====== Entries shown ======
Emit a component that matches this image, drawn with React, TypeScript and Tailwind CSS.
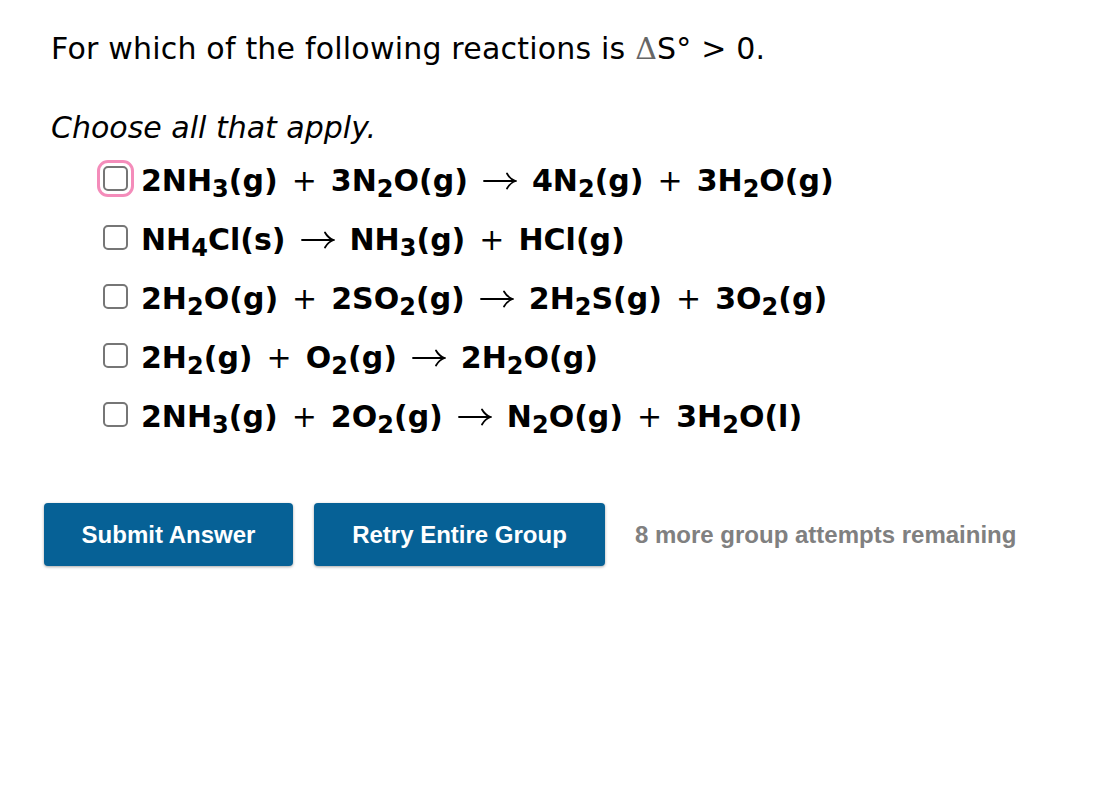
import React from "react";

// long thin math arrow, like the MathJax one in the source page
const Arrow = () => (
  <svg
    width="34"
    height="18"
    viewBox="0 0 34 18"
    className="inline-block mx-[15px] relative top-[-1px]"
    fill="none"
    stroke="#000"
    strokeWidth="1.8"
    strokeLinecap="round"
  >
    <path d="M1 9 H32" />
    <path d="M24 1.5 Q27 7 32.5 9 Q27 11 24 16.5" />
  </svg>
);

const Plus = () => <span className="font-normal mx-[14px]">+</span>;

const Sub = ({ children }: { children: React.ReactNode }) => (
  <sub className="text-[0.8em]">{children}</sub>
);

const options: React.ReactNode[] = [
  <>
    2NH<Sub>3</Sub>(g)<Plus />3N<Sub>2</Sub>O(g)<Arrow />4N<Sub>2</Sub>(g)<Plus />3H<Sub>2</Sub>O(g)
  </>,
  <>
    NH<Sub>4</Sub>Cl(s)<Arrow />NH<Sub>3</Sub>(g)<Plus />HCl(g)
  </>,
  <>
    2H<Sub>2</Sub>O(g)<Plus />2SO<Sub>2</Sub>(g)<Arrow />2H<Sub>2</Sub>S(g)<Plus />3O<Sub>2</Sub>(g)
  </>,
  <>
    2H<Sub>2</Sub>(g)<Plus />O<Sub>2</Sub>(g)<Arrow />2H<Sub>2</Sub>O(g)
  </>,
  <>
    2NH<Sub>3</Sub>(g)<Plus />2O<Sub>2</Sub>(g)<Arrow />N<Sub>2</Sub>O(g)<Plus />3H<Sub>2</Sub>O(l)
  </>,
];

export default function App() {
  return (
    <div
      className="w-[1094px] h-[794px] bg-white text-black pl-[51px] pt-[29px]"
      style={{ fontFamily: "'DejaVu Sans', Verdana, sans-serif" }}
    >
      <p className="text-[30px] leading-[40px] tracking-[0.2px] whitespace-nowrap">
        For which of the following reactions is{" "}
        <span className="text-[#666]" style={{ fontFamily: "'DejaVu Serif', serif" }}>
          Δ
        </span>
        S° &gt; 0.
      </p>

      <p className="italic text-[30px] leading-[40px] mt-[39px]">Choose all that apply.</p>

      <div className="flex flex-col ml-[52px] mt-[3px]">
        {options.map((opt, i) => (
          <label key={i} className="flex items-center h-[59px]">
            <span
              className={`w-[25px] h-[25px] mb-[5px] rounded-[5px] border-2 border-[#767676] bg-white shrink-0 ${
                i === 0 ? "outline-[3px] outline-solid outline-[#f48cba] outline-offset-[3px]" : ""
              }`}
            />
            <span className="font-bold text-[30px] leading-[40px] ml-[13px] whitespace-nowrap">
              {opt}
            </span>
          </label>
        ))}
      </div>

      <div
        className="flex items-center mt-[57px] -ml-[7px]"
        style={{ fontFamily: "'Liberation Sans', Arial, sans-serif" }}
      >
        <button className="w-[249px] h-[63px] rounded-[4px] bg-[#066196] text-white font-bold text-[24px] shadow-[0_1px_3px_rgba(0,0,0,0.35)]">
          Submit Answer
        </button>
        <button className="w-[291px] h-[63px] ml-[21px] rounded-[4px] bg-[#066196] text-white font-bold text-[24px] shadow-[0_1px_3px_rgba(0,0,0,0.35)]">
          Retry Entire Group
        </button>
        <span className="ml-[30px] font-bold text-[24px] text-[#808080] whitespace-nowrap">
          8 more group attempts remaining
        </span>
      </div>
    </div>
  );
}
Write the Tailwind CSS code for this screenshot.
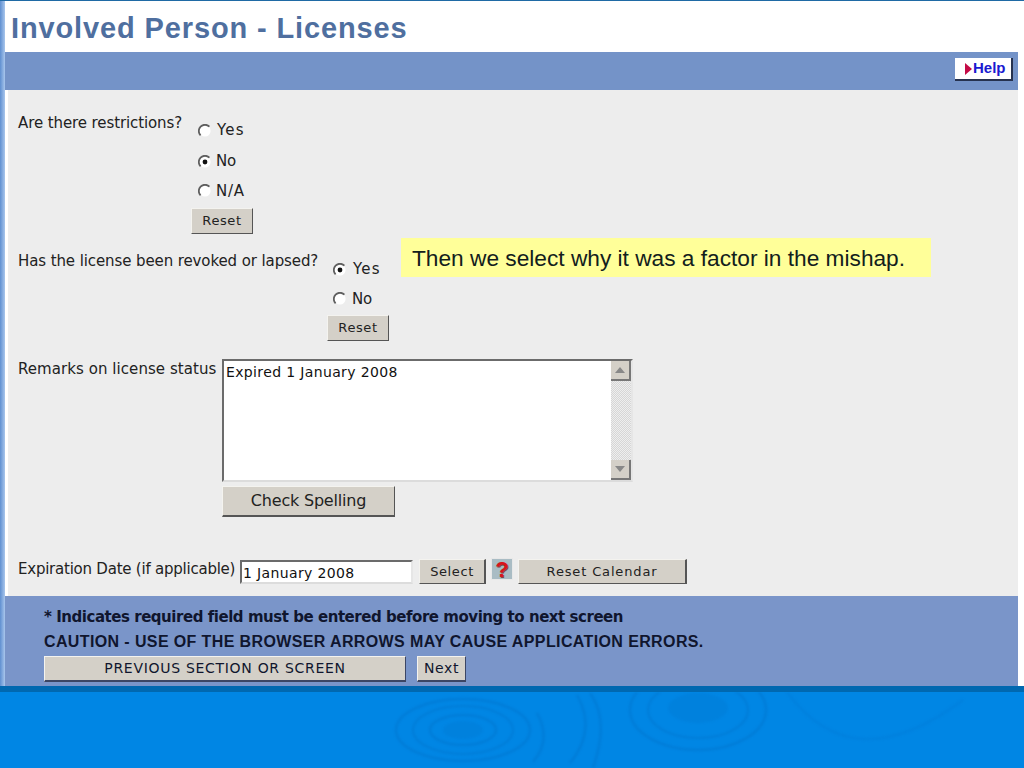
======
* **Short exercise**: All of the data needs repeating exactly, but the pictures do not.

* **The response**:
Emit a component that matches this image, drawn with React, TypeScript and Tailwind CSS.
import React from "react";

// long thin math arrow, like the MathJax one in the source page
const Arrow = () => (
  <svg
    width="34"
    height="18"
    viewBox="0 0 34 18"
    className="inline-block mx-[15px] relative top-[-1px]"
    fill="none"
    stroke="#000"
    strokeWidth="1.8"
    strokeLinecap="round"
  >
    <path d="M1 9 H32" />
    <path d="M24 1.5 Q27 7 32.5 9 Q27 11 24 16.5" />
  </svg>
);

const Plus = () => <span className="font-normal mx-[14px]">+</span>;

const Sub = ({ children }: { children: React.ReactNode }) => (
  <sub className="text-[0.8em]">{children}</sub>
);

const options: React.ReactNode[] = [
  <>
    2NH<Sub>3</Sub>(g)<Plus />3N<Sub>2</Sub>O(g)<Arrow />4N<Sub>2</Sub>(g)<Plus />3H<Sub>2</Sub>O(g)
  </>,
  <>
    NH<Sub>4</Sub>Cl(s)<Arrow />NH<Sub>3</Sub>(g)<Plus />HCl(g)
  </>,
  <>
    2H<Sub>2</Sub>O(g)<Plus />2SO<Sub>2</Sub>(g)<Arrow />2H<Sub>2</Sub>S(g)<Plus />3O<Sub>2</Sub>(g)
  </>,
  <>
    2H<Sub>2</Sub>(g)<Plus />O<Sub>2</Sub>(g)<Arrow />2H<Sub>2</Sub>O(g)
  </>,
  <>
    2NH<Sub>3</Sub>(g)<Plus />2O<Sub>2</Sub>(g)<Arrow />N<Sub>2</Sub>O(g)<Plus />3H<Sub>2</Sub>O(l)
  </>,
];

export default function App() {
  return (
    <div
      className="w-[1094px] h-[794px] bg-white text-black pl-[51px] pt-[29px]"
      style={{ fontFamily: "'DejaVu Sans', Verdana, sans-serif" }}
    >
      <p className="text-[30px] leading-[40px] tracking-[0.2px] whitespace-nowrap">
        For which of the following reactions is{" "}
        <span className="text-[#666]" style={{ fontFamily: "'DejaVu Serif', serif" }}>
          Δ
        </span>
        S° &gt; 0.
      </p>

      <p className="italic text-[30px] leading-[40px] mt-[39px]">Choose all that apply.</p>

      <div className="flex flex-col ml-[52px] mt-[3px]">
        {options.map((opt, i) => (
          <label key={i} className="flex items-center h-[59px]">
            <span
              className={`w-[25px] h-[25px] mb-[5px] rounded-[5px] border-2 border-[#767676] bg-white shrink-0 ${
                i === 0 ? "outline-[3px] outline-solid outline-[#f48cba] outline-offset-[3px]" : ""
              }`}
            />
            <span className="font-bold text-[30px] leading-[40px] ml-[13px] whitespace-nowrap">
              {opt}
            </span>
          </label>
        ))}
      </div>

      <div
        className="flex items-center mt-[57px] -ml-[7px]"
        style={{ fontFamily: "'Liberation Sans', Arial, sans-serif" }}
      >
        <button className="w-[249px] h-[63px] rounded-[4px] bg-[#066196] text-white font-bold text-[24px] shadow-[0_1px_3px_rgba(0,0,0,0.35)]">
          Submit Answer
        </button>
        <button className="w-[291px] h-[63px] ml-[21px] rounded-[4px] bg-[#066196] text-white font-bold text-[24px] shadow-[0_1px_3px_rgba(0,0,0,0.35)]">
          Retry Entire Group
        </button>
        <span className="ml-[30px] font-bold text-[24px] text-[#808080] whitespace-nowrap">
          8 more group attempts remaining
        </span>
      </div>
    </div>
  );
}
Write the Tailwind CSS code for this screenshot.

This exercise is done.